The 39th Annual Bert M. Warden's Golden South Classic went on without a hitch on May 23 at The First Academy.
The Florida summer sun did not deter the approximate 800 athletes who participated in the event, which was held from 8:30 a.m. to 6:30 p.m.
Volunteer UCF, an organization that is dedicated to promoting civic engagement and education for students, was at the event at 9 a.m., and the participating members were recognized for their time, receiving a free Adidas shirt, a meal and one free SeaWorld ticket.
The Golden South Classic is an international track and field event for high school students. Students compete in various competitions, including pole vaulting, hurdle jumping and timed running as part of the Adidas Golden Stripes Tour.
The tour is a series of three regional meets where athletes can earn a spot to compete against the country's fastest prep runners in the Dream 100 and Dream Mile at the Adidas Grand Prix in New York.
Geo Morales, media relations and public affairs manager for the event, said it is a long-standing tradition at the event for the team at Arnold Palmer Hospital to bring these elite track athletes together for a memorable tournament.
Students compete in two divisions, Prep division and Classic division, and are separated by gender and qualifying standards.
Prep division is offered to athletes who do not meet the qualifying standard that the Classic division athletes come in with. They can compete in all events except relays. Qualifying standards are marks, or times, to meet or beat in order to advance to the next division.
Medals were awarded to athletes that ranked in first through sixth place in each of the Classic division events, and first through third place in each of the Prep division events. Adidas also gave each participant a gift for competing in the classic.
Mary Bozzacco, a junior health sciences major and different abilities director for Volunteer UCF, was the lead supervisor for the group of 21 volunteers that showed up to the classic. Volunteers were asked to complete duties, such as assist the pole vault, set up the blocks for the races, move around the hurdles and hand out fans and noise-making objects to the spectator.

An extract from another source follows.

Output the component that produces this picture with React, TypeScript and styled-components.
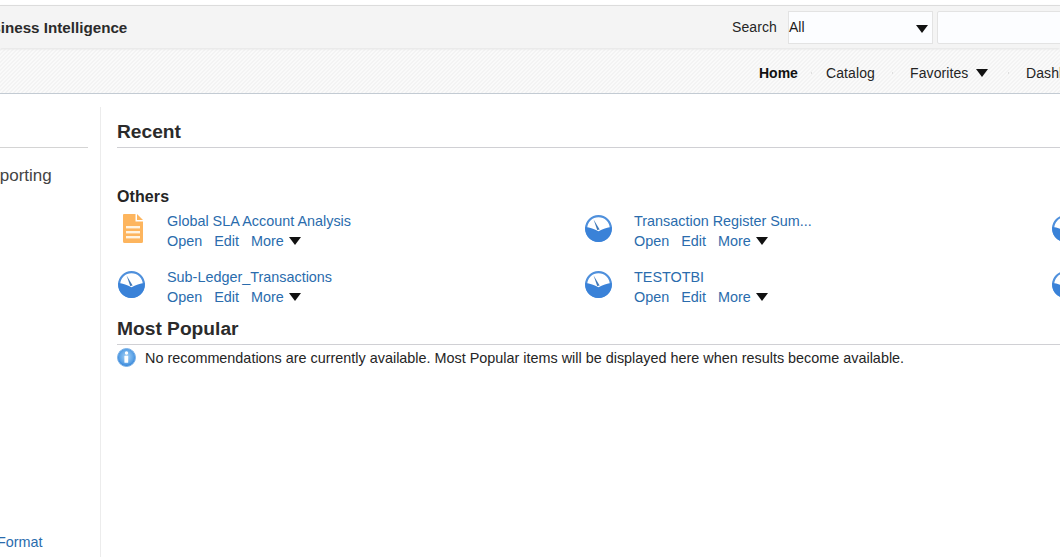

Bozzacco said that although her job responsibilities were to primarily oversee the other volunteers and help them with their task, she enjoyed setting up the track for hurdles the most because she was able to watch the races up close.

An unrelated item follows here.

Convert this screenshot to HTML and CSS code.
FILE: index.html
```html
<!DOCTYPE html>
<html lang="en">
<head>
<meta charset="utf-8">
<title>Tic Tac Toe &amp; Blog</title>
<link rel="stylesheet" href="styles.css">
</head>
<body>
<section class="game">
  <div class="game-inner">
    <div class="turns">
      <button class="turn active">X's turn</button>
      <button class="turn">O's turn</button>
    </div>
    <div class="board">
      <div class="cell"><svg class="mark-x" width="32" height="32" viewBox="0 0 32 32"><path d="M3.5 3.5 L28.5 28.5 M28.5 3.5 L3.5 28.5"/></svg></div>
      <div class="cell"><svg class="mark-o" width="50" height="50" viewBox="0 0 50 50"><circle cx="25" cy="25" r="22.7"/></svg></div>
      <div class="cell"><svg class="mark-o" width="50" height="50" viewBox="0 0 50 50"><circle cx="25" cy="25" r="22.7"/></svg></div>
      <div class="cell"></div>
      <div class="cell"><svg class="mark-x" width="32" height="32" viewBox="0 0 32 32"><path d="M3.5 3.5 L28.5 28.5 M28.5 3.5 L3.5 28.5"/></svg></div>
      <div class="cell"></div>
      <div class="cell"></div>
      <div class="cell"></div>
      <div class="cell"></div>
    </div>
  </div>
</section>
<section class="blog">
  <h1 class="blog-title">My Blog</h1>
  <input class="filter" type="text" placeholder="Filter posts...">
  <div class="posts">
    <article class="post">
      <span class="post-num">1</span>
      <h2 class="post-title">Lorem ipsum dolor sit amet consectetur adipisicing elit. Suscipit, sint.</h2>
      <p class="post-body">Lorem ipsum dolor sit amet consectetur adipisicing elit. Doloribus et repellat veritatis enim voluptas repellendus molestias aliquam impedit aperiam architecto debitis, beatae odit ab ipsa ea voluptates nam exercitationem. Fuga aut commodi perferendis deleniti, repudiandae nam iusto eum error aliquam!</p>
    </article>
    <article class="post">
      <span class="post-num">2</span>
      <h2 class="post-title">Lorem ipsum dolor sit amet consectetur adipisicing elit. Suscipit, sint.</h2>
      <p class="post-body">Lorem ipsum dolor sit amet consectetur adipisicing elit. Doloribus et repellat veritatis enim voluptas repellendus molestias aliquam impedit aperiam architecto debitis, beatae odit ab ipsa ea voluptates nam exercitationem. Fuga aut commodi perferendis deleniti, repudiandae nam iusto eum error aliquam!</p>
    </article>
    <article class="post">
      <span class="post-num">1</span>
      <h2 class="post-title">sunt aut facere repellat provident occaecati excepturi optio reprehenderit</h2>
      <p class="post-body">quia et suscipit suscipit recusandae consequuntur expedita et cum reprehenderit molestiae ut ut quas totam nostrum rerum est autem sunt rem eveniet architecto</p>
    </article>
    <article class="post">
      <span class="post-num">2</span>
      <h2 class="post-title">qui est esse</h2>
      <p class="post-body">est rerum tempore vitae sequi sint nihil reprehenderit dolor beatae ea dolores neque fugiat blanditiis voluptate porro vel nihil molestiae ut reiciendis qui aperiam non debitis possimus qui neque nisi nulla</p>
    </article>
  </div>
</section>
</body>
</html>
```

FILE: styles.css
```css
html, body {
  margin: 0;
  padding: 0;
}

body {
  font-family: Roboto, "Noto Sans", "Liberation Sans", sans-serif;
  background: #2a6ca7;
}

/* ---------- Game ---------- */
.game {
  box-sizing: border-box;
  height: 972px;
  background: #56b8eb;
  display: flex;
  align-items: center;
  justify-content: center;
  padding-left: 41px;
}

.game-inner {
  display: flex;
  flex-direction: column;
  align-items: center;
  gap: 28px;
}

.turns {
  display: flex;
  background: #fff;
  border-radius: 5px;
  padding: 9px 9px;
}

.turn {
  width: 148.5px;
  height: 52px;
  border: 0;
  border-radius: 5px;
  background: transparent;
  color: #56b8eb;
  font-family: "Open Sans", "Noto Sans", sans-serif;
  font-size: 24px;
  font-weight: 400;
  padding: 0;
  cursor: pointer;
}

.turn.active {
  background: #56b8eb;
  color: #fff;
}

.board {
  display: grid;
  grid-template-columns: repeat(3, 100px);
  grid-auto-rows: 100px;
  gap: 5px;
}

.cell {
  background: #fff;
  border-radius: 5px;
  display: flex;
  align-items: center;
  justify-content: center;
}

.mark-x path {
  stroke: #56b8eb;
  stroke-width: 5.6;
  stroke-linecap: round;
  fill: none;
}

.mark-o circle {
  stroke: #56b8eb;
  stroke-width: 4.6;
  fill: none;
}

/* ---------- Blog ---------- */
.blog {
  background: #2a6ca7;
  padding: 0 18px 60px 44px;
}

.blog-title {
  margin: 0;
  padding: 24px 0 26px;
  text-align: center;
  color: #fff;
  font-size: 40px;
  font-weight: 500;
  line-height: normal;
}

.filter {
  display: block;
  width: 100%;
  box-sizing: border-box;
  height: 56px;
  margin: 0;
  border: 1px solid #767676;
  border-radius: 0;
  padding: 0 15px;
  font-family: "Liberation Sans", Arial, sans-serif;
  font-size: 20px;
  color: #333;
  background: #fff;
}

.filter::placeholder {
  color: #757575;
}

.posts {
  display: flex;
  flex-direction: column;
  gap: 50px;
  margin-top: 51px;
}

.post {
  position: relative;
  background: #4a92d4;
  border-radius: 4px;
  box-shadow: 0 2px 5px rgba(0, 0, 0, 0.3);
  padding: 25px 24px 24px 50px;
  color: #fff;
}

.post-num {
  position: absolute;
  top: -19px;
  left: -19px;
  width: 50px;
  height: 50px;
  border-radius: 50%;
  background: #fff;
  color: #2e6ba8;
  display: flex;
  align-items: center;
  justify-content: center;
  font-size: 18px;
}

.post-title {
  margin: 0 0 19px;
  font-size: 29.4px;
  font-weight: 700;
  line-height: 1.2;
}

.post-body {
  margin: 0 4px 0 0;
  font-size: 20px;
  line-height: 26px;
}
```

While she understands that students usually volunteer for required hours, Bozzacco said the act of volunteering can offer so much more for students.

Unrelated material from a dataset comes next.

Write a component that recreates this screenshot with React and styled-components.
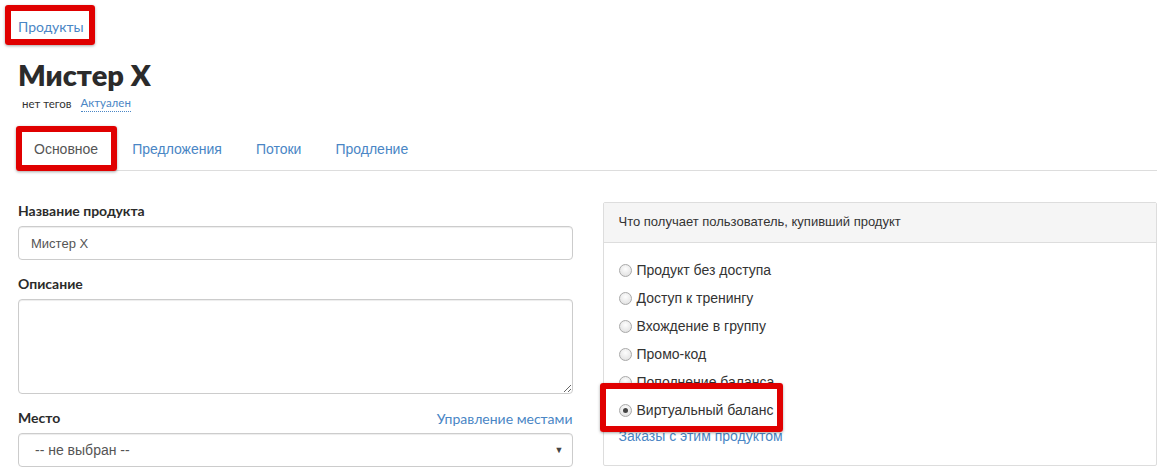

"The knowledge volunteers gain can change how they treat other people or how they see the world," she said. "Through volunteering, students are able to give back to the community while creating friendships, learning new skills and gaining knowledge they will keep with them throughout their lives."
Along with Bozzacco's contribution, the APH executive committee of volunteers have dedicated a year to plan the event.
The event has been managed through the Arnold Palmer Medical Center Foundation for the past 39 years, and 100 percent of the proceeds — gathered from registration fees and entry fees — go toward the Sports and Medicine Program at Arnold Palmer Hospital for Children.
Tracy Choroco, foundation event planner manager for the event, said they raised more than $140,000 last year and was pleased with the recent event, especially the rise in participation.
"All of us are extremely excited about Golden South," Choroco said. "We're excited that the word is getting out about the meet and all the benefits that it has for kids in the area, local and kids traveling from out of state."